**WORK TO DO**
Retype every line from the top of the entries down to the one with "const heads = ['best', 'mostLikely', 'worst'];", both included, and skip the pictures.

**Code that builds pages**
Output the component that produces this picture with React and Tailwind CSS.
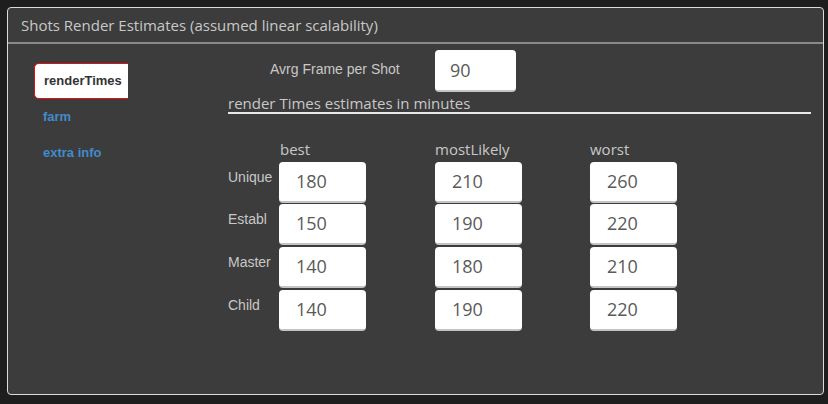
export default function App() {
  const rows = [
    { label: 'Unique', values: [180, 210, 260] },
    { label: 'Establ', values: [150, 190, 220] },
    { label: 'Master', values: [140, 180, 210] },
    { label: 'Child', values: [140, 190, 220] },
  ];
  const heads = ['best', 'mostLikely', 'worst'];

  const box =
    'w-[87px] h-[41px] bg-white rounded-[4px] border-b-2 border-[#c4c4c4] pl-[17px] flex items-center text-[18px] text-[#5a5a5a] font-["Open_Sans",sans-serif]';

  return (
    <div className="w-[828px] h-[404px] bg-[#1e1e1e] pt-[7px] pl-[7px]">
      <div className="w-[817px] h-[388px] bg-[#3c3c3c] border border-[#dcdcdc] rounded-[4px] flex flex-col">
        <div className="h-[36px] border-b-2 border-[#8a8a8a] pl-[13px] flex items-center text-[15px] text-[#c8c8c8] font-['Open_Sans',sans-serif]">
          Shots Render Estimates (assumed linear scalability)
        </div>

        <div className="flex flex-1">
          {/* tabs */}
          <div className="w-[220px] pl-[26px] pt-[19px] flex flex-col font-['Liberation_Sans',Arial,sans-serif] text-[13px] font-bold">
            <div className="w-[94px] h-[36px] bg-white border-l border-y border-[#e01010] rounded-l-[5px] flex items-center pl-[9px] text-[#333]">
              renderTimes
            </div>
            <div className="h-[36px] flex items-center pl-[9px] text-[#428bca]">farm</div>
            <div className="h-[36px] flex items-center pl-[9px] text-[#428bca]">extra info</div>
          </div>

          {/* content */}
          <div className="flex-1 pt-[6px]">
            <div className="flex items-center h-[42px]">
              <div className="w-[207px] pl-[42px] text-[14px] text-[#c8c8c8] font-['Liberation_Sans',Arial,sans-serif] -mt-[4px]">
                Avrg Frame per Shot
              </div>
              <div className="w-[81px] h-[42px] bg-white rounded-[4px] border-b-2 border-[#c4c4c4] pl-[15px] flex items-center text-[18px] text-[#5a5a5a] font-['Open_Sans',sans-serif]">
                90
              </div>
            </div>
            <div className="mr-[12px] border-b-2 border-[#e8e8e8] h-[22px] flex items-end pb-[1px] text-[15px] text-[#c8c8c8] font-['Open_Sans',sans-serif] leading-none">
              render Times estimates in minutes
            </div>

            <div className="mt-[24px] flex pl-[51px] text-[15px] text-[#c8c8c8] font-['Open_Sans',sans-serif]">
              {heads.map((h, i) => (
                <div key={h} className={i === 0 ? 'w-[156px] pl-[1px]' : 'w-[155px]'}>
                  {h}
                </div>
              ))}
            </div>

            <div className="mt-[1px] flex flex-col gap-[1.7px]">
              {rows.map((r) => (
                <div key={r.label} className="flex h-[41px]">
                  <div className="w-[51px] pt-[5px] text-[14px] text-[#c8c8c8] font-['Liberation_Sans',Arial,sans-serif]">
                    {r.label}
                  </div>
                  {r.values.map((v, i) => (
                    <div key={i} className={i === 0 ? 'w-[156px]' : 'w-[155px]'}>
                      <div className={box}>{v}</div>
                    </div>
                  ))}
                </div>
              ))}
            </div>
          </div>
        </div>
      </div>
    </div>
  );
}
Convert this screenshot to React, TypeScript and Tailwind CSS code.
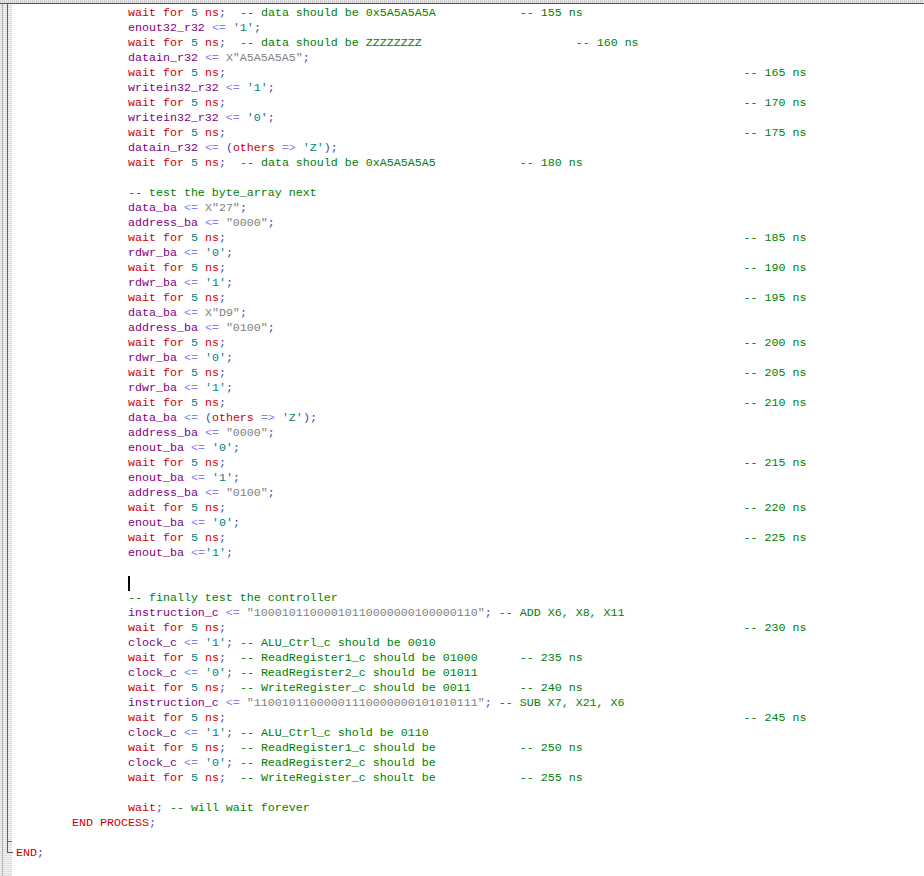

**SOLUTION TO THIS EXERCISE**
Output the component that produces this picture with React and Tailwind CSS.
export default function App() {
  const rows = [
    { label: 'Unique', values: [180, 210, 260] },
    { label: 'Establ', values: [150, 190, 220] },
    { label: 'Master', values: [140, 180, 210] },
    { label: 'Child', values: [140, 190, 220] },
  ];
  const heads = ['best', 'mostLikely', 'worst'];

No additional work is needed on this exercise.